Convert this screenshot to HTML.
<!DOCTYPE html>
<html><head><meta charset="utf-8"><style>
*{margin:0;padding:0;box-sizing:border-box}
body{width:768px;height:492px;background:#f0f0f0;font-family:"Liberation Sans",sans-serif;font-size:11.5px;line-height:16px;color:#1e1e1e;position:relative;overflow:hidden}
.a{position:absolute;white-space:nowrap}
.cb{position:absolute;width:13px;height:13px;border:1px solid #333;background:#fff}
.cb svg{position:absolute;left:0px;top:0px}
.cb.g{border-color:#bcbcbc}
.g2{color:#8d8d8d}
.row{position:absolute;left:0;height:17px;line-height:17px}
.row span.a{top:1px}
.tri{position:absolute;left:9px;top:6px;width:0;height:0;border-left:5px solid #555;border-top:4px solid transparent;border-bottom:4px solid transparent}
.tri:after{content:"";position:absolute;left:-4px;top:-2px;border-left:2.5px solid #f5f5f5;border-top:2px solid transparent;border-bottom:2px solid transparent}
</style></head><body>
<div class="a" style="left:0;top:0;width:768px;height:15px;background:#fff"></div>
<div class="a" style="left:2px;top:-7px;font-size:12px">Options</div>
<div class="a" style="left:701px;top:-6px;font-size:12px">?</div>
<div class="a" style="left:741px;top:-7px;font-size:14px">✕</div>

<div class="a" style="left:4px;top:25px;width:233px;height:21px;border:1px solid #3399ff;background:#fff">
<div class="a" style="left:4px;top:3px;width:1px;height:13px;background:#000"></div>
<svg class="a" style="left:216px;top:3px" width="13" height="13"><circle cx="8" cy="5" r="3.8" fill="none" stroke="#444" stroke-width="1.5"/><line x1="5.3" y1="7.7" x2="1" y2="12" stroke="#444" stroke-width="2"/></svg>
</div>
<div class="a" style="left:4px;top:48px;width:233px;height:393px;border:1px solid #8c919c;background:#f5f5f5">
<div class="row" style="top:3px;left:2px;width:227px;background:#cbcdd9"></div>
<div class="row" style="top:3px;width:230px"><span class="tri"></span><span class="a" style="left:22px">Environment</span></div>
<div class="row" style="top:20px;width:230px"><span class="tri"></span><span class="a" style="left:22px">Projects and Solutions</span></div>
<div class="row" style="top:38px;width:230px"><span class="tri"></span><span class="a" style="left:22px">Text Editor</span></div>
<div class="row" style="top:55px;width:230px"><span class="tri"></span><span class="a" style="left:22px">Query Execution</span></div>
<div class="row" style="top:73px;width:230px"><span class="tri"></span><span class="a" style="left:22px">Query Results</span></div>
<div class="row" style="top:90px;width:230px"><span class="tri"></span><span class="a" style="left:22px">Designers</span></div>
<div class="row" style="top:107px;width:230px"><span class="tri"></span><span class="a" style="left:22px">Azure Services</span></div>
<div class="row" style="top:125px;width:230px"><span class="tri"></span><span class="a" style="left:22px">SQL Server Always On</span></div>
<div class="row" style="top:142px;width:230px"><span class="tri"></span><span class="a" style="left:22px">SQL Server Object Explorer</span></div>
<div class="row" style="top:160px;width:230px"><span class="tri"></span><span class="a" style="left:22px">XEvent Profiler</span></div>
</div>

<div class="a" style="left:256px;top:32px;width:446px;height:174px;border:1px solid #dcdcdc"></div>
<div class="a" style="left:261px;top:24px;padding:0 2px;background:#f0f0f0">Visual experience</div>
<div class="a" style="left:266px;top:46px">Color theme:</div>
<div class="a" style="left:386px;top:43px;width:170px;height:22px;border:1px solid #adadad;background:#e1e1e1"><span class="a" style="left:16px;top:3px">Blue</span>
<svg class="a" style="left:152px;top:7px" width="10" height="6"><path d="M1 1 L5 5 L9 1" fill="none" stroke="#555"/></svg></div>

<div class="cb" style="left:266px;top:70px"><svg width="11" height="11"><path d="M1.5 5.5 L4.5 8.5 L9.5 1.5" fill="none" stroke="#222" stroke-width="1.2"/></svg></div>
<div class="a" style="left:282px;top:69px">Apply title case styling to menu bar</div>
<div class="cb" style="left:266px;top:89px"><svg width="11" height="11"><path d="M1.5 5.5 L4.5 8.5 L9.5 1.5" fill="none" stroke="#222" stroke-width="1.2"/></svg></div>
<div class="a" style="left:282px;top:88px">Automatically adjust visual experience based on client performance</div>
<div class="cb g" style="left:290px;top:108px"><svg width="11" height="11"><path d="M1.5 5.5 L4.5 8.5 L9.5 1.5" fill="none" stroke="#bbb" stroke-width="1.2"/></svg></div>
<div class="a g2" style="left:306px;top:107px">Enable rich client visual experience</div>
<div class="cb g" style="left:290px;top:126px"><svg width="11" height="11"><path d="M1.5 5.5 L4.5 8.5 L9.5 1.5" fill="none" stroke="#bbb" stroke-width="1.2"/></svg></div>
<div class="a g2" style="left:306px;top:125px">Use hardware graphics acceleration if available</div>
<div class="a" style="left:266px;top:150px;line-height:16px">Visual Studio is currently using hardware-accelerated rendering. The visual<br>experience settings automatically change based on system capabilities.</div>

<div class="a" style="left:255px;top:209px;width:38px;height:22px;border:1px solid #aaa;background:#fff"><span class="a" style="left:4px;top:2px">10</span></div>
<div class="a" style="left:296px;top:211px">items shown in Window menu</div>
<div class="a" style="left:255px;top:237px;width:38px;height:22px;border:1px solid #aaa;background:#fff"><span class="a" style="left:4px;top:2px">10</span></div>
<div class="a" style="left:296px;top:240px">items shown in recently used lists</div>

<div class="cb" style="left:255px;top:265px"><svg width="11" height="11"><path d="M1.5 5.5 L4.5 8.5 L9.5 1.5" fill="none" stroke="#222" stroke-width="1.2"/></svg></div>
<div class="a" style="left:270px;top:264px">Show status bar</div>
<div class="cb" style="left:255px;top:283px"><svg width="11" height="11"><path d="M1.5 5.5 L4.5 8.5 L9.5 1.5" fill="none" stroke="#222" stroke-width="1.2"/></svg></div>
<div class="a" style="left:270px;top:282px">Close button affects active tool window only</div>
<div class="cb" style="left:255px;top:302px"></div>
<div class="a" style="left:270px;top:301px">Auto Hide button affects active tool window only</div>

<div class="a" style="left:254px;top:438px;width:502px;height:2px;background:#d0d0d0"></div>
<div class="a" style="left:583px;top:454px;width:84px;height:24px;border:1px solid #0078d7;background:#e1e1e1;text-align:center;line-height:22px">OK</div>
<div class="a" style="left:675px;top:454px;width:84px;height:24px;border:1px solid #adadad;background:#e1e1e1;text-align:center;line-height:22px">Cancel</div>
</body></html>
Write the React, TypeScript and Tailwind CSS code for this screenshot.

# # #

• [AIM OF THE EXERCISE]:
Extract all lines that hold the word "this".

• [EXERCISE ANSWER]:
Convert this screenshot to HTML.
Write the React, TypeScript and Tailwind CSS code for this screenshot.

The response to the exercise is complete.